◆ SHORT TASK:
Retype exactly the lines from the line containing "Recreate this image" through the line containing "import React from 'react'", both included, and nothing more; skip the pictures.

╭─ RECORDS PROVIDED

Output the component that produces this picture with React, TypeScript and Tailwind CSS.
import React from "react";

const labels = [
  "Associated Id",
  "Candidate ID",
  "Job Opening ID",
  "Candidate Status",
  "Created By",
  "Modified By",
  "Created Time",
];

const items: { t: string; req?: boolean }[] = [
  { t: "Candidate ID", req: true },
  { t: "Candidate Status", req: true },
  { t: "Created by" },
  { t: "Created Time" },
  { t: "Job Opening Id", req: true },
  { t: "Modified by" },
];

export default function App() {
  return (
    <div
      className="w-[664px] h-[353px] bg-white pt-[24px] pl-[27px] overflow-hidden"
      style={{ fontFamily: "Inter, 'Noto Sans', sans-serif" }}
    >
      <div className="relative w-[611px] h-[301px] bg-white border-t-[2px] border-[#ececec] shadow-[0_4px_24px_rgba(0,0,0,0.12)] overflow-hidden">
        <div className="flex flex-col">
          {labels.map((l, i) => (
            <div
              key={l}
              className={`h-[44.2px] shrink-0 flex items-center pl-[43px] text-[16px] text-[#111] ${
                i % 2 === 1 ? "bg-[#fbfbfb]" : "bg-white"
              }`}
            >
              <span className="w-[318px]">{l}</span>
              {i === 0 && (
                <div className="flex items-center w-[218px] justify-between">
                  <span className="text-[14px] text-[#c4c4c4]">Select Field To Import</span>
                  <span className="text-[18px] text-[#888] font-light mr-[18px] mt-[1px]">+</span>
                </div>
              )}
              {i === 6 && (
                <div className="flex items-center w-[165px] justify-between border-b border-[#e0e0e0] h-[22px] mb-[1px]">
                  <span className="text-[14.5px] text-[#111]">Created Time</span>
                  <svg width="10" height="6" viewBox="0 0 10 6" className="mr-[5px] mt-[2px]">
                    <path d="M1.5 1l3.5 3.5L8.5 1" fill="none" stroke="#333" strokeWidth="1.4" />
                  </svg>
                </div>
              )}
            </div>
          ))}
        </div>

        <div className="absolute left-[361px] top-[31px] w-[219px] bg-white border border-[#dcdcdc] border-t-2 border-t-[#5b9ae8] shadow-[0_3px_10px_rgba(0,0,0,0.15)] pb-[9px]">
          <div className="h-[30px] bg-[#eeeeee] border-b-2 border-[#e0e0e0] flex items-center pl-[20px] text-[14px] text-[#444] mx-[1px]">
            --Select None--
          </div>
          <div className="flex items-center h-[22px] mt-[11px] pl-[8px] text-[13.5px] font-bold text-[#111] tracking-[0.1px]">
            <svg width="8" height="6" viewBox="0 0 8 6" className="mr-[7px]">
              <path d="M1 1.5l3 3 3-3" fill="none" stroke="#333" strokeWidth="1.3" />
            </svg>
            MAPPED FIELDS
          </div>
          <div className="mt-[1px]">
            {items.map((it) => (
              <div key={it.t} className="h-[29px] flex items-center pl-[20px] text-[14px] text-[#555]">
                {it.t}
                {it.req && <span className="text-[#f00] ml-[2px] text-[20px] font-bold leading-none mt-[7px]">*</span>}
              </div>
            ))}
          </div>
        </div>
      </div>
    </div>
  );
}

╰─
╭─ RECORDS PROVIDED

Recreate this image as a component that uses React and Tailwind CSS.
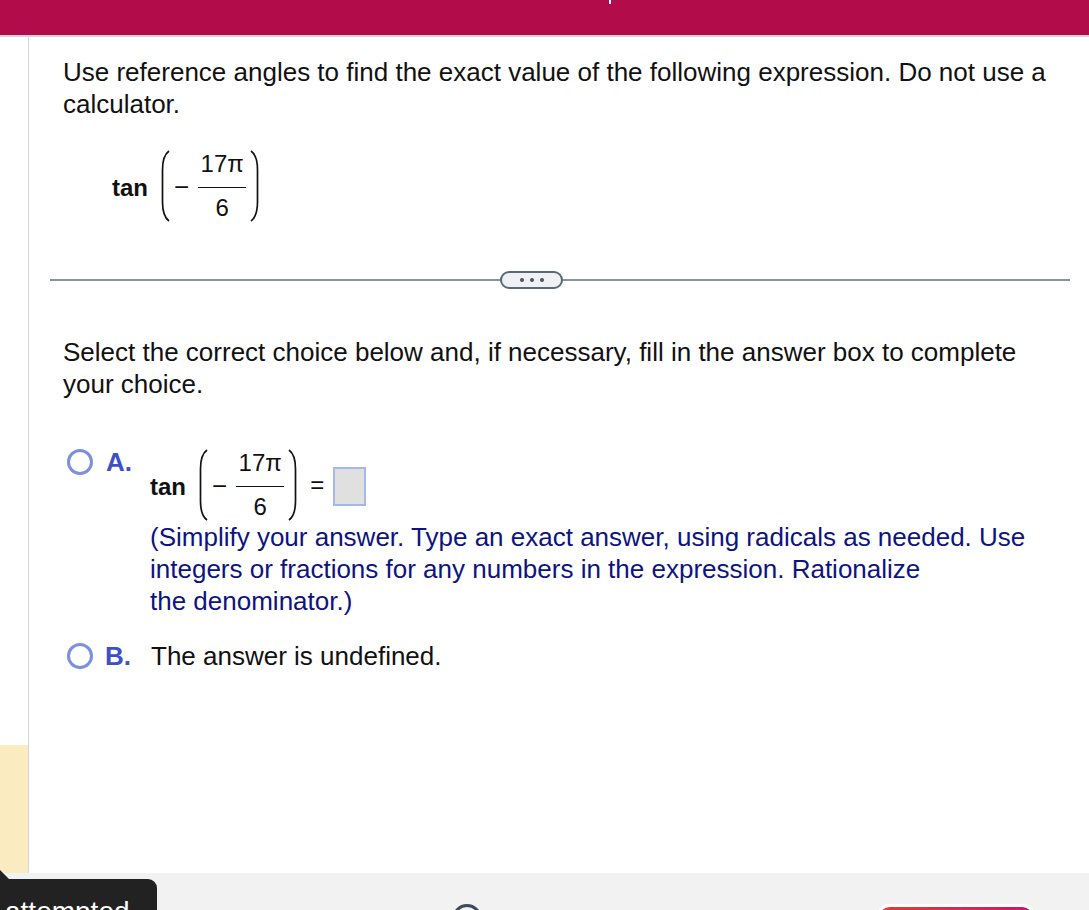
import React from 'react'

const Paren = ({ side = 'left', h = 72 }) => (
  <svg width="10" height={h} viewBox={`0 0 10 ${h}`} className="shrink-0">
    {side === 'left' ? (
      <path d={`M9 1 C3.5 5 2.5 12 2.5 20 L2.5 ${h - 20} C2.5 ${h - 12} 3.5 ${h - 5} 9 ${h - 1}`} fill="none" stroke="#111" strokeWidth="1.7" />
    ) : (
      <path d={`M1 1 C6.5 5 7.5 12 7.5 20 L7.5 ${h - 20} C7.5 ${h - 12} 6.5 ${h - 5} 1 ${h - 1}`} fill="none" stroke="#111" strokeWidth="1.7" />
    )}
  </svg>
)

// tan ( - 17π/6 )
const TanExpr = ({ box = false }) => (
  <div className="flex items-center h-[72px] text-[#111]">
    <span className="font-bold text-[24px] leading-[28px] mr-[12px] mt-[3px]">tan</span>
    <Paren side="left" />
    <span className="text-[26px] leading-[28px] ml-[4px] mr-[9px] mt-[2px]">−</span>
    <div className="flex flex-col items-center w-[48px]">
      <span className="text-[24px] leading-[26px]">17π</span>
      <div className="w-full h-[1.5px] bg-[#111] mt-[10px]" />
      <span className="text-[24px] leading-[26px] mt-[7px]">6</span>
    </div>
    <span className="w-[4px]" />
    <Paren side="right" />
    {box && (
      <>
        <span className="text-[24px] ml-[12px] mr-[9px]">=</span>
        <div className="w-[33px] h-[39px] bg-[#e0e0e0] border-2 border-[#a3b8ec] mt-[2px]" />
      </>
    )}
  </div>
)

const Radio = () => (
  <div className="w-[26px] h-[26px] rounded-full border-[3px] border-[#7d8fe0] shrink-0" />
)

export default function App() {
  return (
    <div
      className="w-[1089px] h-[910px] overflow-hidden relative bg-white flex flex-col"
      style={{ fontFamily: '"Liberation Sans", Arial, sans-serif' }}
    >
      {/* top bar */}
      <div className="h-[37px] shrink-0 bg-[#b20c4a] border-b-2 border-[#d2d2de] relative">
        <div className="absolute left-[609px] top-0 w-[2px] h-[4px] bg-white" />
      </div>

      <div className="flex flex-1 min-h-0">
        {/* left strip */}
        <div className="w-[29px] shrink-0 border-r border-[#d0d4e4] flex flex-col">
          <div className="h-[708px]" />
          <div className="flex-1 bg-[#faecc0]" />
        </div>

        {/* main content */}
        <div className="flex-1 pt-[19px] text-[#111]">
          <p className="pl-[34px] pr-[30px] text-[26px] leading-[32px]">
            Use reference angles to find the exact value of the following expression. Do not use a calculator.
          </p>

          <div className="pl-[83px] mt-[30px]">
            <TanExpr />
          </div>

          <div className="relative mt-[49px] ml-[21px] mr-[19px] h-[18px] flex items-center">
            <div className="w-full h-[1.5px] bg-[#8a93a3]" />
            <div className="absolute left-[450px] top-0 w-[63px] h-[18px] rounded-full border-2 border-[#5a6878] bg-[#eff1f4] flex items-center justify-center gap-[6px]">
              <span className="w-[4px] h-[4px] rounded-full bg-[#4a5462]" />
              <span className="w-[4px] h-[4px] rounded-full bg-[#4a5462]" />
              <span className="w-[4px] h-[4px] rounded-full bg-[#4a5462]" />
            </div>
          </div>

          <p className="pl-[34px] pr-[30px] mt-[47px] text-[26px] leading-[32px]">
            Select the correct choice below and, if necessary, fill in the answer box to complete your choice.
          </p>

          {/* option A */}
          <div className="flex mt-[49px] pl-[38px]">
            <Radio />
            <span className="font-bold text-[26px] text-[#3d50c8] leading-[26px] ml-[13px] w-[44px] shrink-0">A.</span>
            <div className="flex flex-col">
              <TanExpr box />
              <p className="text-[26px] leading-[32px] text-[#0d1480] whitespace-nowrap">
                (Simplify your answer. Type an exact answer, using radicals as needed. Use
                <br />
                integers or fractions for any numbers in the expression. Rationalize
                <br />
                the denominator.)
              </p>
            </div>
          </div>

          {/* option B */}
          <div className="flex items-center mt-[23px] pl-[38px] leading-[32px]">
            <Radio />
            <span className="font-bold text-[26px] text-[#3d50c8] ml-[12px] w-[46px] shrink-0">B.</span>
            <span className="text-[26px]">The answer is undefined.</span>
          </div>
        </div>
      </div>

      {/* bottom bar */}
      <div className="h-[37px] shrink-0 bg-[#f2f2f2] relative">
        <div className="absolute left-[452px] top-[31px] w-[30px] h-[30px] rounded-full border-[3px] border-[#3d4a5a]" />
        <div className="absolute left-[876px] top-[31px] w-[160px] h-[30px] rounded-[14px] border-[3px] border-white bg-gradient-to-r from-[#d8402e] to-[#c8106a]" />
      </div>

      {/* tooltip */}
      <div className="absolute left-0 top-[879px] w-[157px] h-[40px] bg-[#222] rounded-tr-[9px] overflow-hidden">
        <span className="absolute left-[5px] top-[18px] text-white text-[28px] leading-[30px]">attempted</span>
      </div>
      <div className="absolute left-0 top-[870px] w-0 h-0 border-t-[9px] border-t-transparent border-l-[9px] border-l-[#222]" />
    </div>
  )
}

╰─

◆ RESULT FOR THIS TASK:
Recreate this image as a component that uses React and Tailwind CSS.
import React from 'react'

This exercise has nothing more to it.